_GIVEN TASK:_ Leave out all pictures. Return exactly the lines from the top of the material through the line containing "type Candle = [number, number, number, number, 0".
━━ DATA PROVIDED ━━
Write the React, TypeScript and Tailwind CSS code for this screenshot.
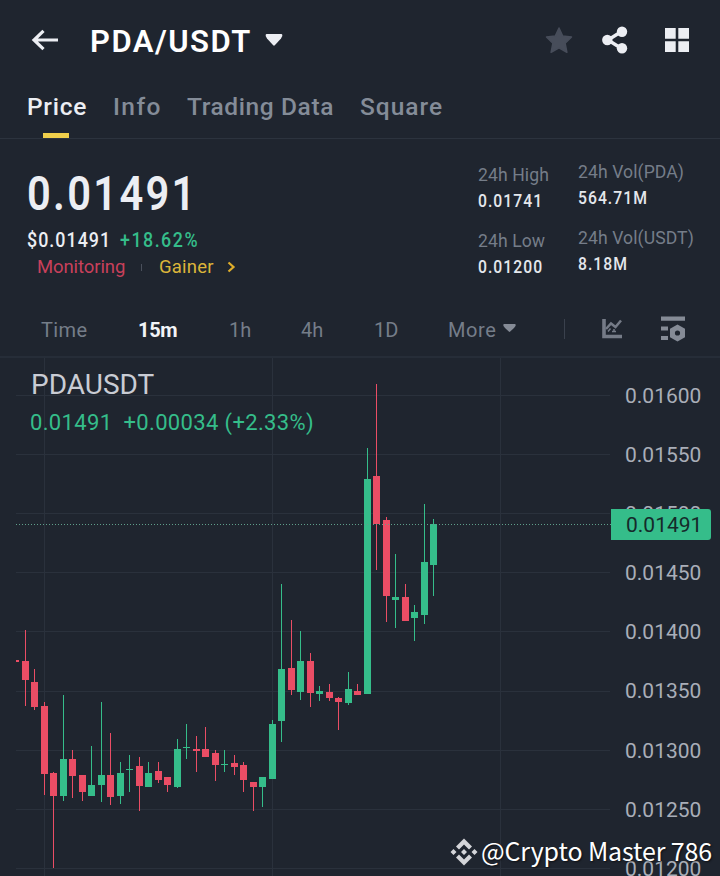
import React from "react";

const UP = "#35bd8a";
const DOWN = "#ea4d65";

// [wick top, body top, body bottom, wick bottom, up?]
type Candle = [number, number, number, number, 0 | 1];

const CANDLES: Candle[] = [
  [630, 661, 680, 706, 0],
  [669, 682, 707, 710, 0],
  [702, 706, 774, 795, 0],
  [772, 773, 796, 868, 0],
  [695, 759, 796, 801, 1],
  [750, 759, 776, 798, 0],
  [775, 775, 792, 801, 0],
  [746, 785, 796, 796, 1],
  [702, 775, 785, 802, 1],
  [733, 775, 797, 805, 0],
  [762, 773, 796, 804, 1],
  [755, 769, 770, 792, 1],
  [757, 766, 786, 811, 0],
  [762, 773, 787, 787, 1],
  [762, 771, 780, 783, 0],
  [777, 777, 785, 792, 0],
  [739, 749, 787, 788, 1],
  [724, 747, 748, 759, 1],
  [736, 749, 751, 772, 0],
  [727, 749, 757, 757, 0],
  [750, 753, 765, 781, 0],
  [750, 764, 765, 772, 1],
  [755, 763, 767, 775, 0],
  [762, 765, 780, 792, 0],
  [782, 782, 787, 811, 0],
  [777, 777, 787, 807, 1],
  [720, 724, 779, 779, 1],
  [584, 669, 721, 742, 1],
  [620, 668, 690, 695, 0],
  [631, 661, 692, 700, 1],
  [653, 661, 693, 707, 0],
  [686, 691, 694, 701, 1],
  [684, 692, 698, 701, 0],
  [697, 698, 702, 730, 0],
  [672, 689, 703, 705, 1],
  [684, 691, 695, 695, 0],
  [448, 479, 694, 694, 1],
  [384, 476, 524, 570, 0],
  [517, 520, 596, 622, 0],
  [554, 597, 600, 628, 1],
  [584, 597, 621, 621, 0],
  [605, 612, 618, 641, 1],
  [504, 562, 615, 624, 1],
  [519, 524, 565, 596, 1],
];

const GRID_Y = [395, 454, 513, 572, 631, 691, 750, 809, 868];
const GRID_X = [44, 272, 500];

const AXIS = [
  "0.01600",
  "0.01550",
  "0.01500",
  "0.01450",
  "0.01400",
  "0.01350",
  "0.01300",
  "0.01250",
  "0.01200",
];

const candleX = (i: number) => 25 + Math.floor(i / 2) * 19 + (i % 2) * 9;

const Header: React.FC = () => (
  <header className="flex h-20 items-center pl-[31px] pr-[30px]">
    <svg className="-mt-px" width="28" height="22" viewBox="0 0 28 22" fill="none" stroke="#eceef3" strokeWidth="3.2">
      <path d="M12.5 1.8 3 11l9.5 9.2M3 11h24" />
    </svg>
    <h1 className="ml-[31px] mt-[3px] w-[161px] whitespace-nowrap text-[31px] font-semibold leading-none tracking-[1.500px] text-white">
      PDA/USDT
    </h1>
    <svg className="ml-[14px]" width="18" height="14" viewBox="0 0 18 14" fill="#eceef3">
      <path d="M1.5 1h15q1 0 .8 2L16 5.500 9.800 12.300q-.8.8-1.600 0L2 5.500.7 3q-.3-2 .8-2z" />
    </svg>
    <svg className="ml-auto" width="28" height="28" viewBox="0 0 28 28" fill="#474d5a">
      <path
        stroke="#474d5a"
        strokeLinejoin="round"
        strokeWidth="1.500"
        d="m14 2 3.700 8 8.800 1-6.400 6.200 1.800 9.100L14 21.800l-7.900 4.500 1.800-9.100L1.500 11l8.800-1z"
      />
    </svg>
    <svg className="-mt-px ml-[28px]" width="28" height="28" viewBox="0 0 28 28" fill="#eceef3">
      <path d="M20.500 5.500 7 14l13.500 8.500" fill="none" stroke="#eceef3" strokeWidth="3.400" />
      <circle cx="21" cy="5.700" r="5.200" />
      <circle cx="21" cy="22.300" r="5.200" />
      <circle cx="6.300" cy="14" r="5.200" />
    </svg>
    <svg className="-mt-px ml-[35px]" width="26" height="26" viewBox="0 0 26 26" fill="#eceef3">
      <path d="M1 1h10.700v10.700H1zM14.300 1H25v10.700H14.300zM1 14.300h10.700V25H1zM14.300 14.300H25V25H14.300z" />
    </svg>
  </header>
);

const Tabs: React.FC = () => (
  <nav className="flex h-[59px] border-b border-[#2c333e] pl-[27px] text-[24.500px] font-medium text-[#848c98]">
    <div className="flex w-[86px] flex-col text-[#eceef3]">
      <span className="h-[53px] leading-[53px] tracking-[0.7px]">Price</span>
      <span className="ml-4 h-[5px] w-[26px] shrink-0 bg-[#f0cf4b]" />
    </div>
    <span className="w-[74px] leading-[53px] tracking-[1.400px]">Info</span>
    <span className="w-[173px] whitespace-nowrap leading-[53px] tracking-[0.600px]">Trading Data</span>
    <span className="leading-[53px] tracking-[1px]">Square</span>
  </nav>
);

const Stat: React.FC<{ label: string; value: string }> = ({ label, value }) => (
  <div className="h-[66px] whitespace-nowrap">
    <p className="origin-left scale-x-[0.95] text-[18.500px] leading-[26px] tracking-[0.100px] text-[#757d89]">{label}</p>
    <p className="origin-left scale-x-[0.85] text-[18.500px] font-medium leading-[26px] tracking-[1.200px] text-[#e4e7ec]">
      {value}
    </p>
  </div>
);

const Summary: React.FC = () => (
  <section className="flex h-[164px] pl-[27px]">
    <div className="w-[451px]">
      <p className="mt-[25px] origin-left scale-x-[0.85] text-[49px] font-semibold leading-[60px] tracking-[2.700px] text-[#eceef3]">
        0.01491
      </p>
      <div className="mt-[3px] flex h-[27px] text-[21px] font-medium leading-[27px]">
        <span className="w-[93px] origin-left scale-x-[0.85] tracking-[1.200px] text-[#eceef3]">$0.01491</span>
        <span className="origin-left scale-x-[0.85] tracking-[1.750px] text-[#35bd8a]">+18.62%</span>
      </div>
      <div className="flex h-[27px] items-center pl-[10px] text-[18.500px] leading-[27px]">
        <span className="w-[104px] tracking-[-0.100px] text-[#c9405b]">Monitoring</span>
        <span className="h-[7px] w-px bg-[#4a505c]" />
        <span className="ml-[17px] w-[68px] tracking-[0.200px] text-[#dcb53a]">Gainer</span>
        <svg className="-mt-px" width="9" height="12" viewBox="0 0 9 12" fill="none" stroke="#dfae2b" strokeWidth="2.200">
          <path d="m1.500 1.500 5 4.500-5 4.500" />
        </svg>
      </div>
    </div>
    <div className="w-[100px] pt-[23px]">
      <Stat label="24h High" value="0.01741" />
      <Stat label="24h Low" value="0.01200" />
    </div>
    <div className="pt-5">
      <Stat label="24h Vol(PDA)" value="564.71M" />
      <Stat label="24h Vol(USDT)" value="8.18M" />
    </div>
  </section>
);

const Toolbar: React.FC = () => (
  <div className="flex h-[55px] items-center border-b-2 border-[#262d38] pl-[41px] text-[20px] text-[#757d89]">
    <span className="w-[97px] tracking-[0.400px]">Time</span>
    <span className="w-[91px] font-bold tracking-[-0.300px] text-[#f2f4f7]">15m</span>
    <span className="w-[72px]">1h</span>
    <span className="w-[73px]">4h</span>
    <span className="w-[74px]">1D</span>
    <span className="w-[55px] tracking-[0.600px]">More</span>
    <svg width="13" height="10" viewBox="0 0 13 10" fill="#858b96" className="-mt-1">
      <path d="M1 1h11q1 0 .5 2L11 5 7.200 8.600q-.7.6-1.400 0L2 5 .5 3Q0 1 1 1z" />
    </svg>
    <span className="-mt-[2px] ml-[48px] h-5 w-px bg-[#3a414d]" />
    <svg className="-mt-[2px] ml-[36px]" width="22" height="22" viewBox="0 0 22 22" fill="none" stroke="#757b87" strokeWidth="3">
      <path d="M3 1v17.500h18" strokeWidth="3.600" />
      <path d="m5 11 5-5.500 4.500 3.500L20 2.500" strokeWidth="2.500" />
      <path d="m7 13.500 2.500-3M11 13.500h4M13 11v2" strokeWidth="1.500" />
    </svg>
    <svg className="-mt-px ml-[37px]" width="26" height="28" viewBox="0 0 26 28" fill="#858b96">
      <path d="M1 1.500h24v4.300H1zM1 11.500h7v4H1zM1 21h7v4H1z" />
      <path
        fillRule="evenodd"
        d="m17.500 9.500 7.500 4.300v8.400l-7.500 4.300-7.500-4.300v-8.400zm0 5.900a2.600 2.600 0 1 0 0 5.200 2.600 2.600 0 0 0 0-5.200z"
      />
    </svg>
  </div>
);

const Chart: React.FC = () => (
  <svg width="611" height="518" viewBox="0 358 611 518" shapeRendering="crispEdges" className="shrink-0">
    {GRID_Y.map((y) => (
      <rect key={y} x="16" y={y} width="594" height="1" fill="#2a313c" />
    ))}
    {GRID_X.map((x) => (
      <rect key={x} x={x} y="358" width="1" height="518" fill="#2a313c" />
    ))}
    <rect x="16" y="660" width="3" height="2" fill={DOWN} />
    {CANDLES.map(([hi, top, bottom, lo, up], i) => {
      const x = candleX(i);
      const color = up ? UP : DOWN;
      return (
        <g key={i} fill={color}>
          <rect x={x} y={hi} width="1" height={lo - hi} />
          <rect x={x - 3} y={top} width="7" height={bottom - top} />
        </g>
      );
    })}
    <path d="M16 524.500H611" stroke="#5f9f8b" strokeWidth="1" strokeDasharray="1 2" />
  </svg>
);

const BrandMark: React.FC = () => (
  <svg width="28" height="28" viewBox="0 0 28 28" fill="#d4d5d9">
    <path d="m14 .5 8 8-3 3-5-5-5 5-3-3zM14 27.500l8-8-3-3-5 5-5-5-3 3zM14 11l3 3-3 3-3-3zM3.500 11l3 3-3 3-3-3zM24.500 11l3 3-3 3-3-3z" />
  </svg>
);

export default function App() {
  return (
    <div className="h-[876px] w-[720px] overflow-hidden bg-[#1f252f] font-['Roboto',sans-serif]">
      <Header />
      <Tabs />
      <Summary />
      <Toolbar />
      <main className="relative flex h-[518px] overflow-hidden">
        <Chart />
        <div className="flex flex-col pl-[14px] pt-[8px] text-[21px] text-[#a9aeb8]">
          {AXIS.map((price) => (
            <span key={price} className="h-[59.100px] shrink-0 leading-[60px]">
              {price}
            </span>
          ))}
        </div>
        <div className="absolute left-[30px] top-[10px] whitespace-nowrap">
          <p className="pl-px text-[28px] leading-[34px] text-[#c9ccd4]">PDAUSDT</p>
          <p className="mt-[6px] flex gap-[11px] text-[22px] leading-[30px] tracking-[0.350px] text-[#35bd8a]">
            <span>0.01491</span>
            <span>+0.00034 (+2.33%)</span>
          </p>
        </div>
        <div className="absolute left-[611px] top-[151px] h-[31px] w-[100px] rounded-r-[3px] bg-[#35bd8a] pl-[15px] text-[21px] leading-[32px] text-[#152a2a]">
          0.01491
        </div>
        <div className="absolute left-[450px] top-[477px] flex items-center whitespace-nowrap font-['Noto_Sans_CJK_SC',sans-serif] text-[25px] leading-[36px] tracking-[-0.120px] text-white [text-shadow:1px_1px_2px_rgba(0,0,0,0.6)]">
          <BrandMark />
          <span className="-mt-[3px] ml-[3px]">@Crypto Master 786</span>
        </div>
      </main>
    </div>
  );
}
━━━
_RESPONSE TO THIS EXERCISE:_
Write the React, TypeScript and Tailwind CSS code for this screenshot.
import React from "react";

const UP = "#35bd8a";
const DOWN = "#ea4d65";

// [wick top, body top, body bottom, wick bottom, up?]
type Candle = [number, number, number, number, 0 | 1];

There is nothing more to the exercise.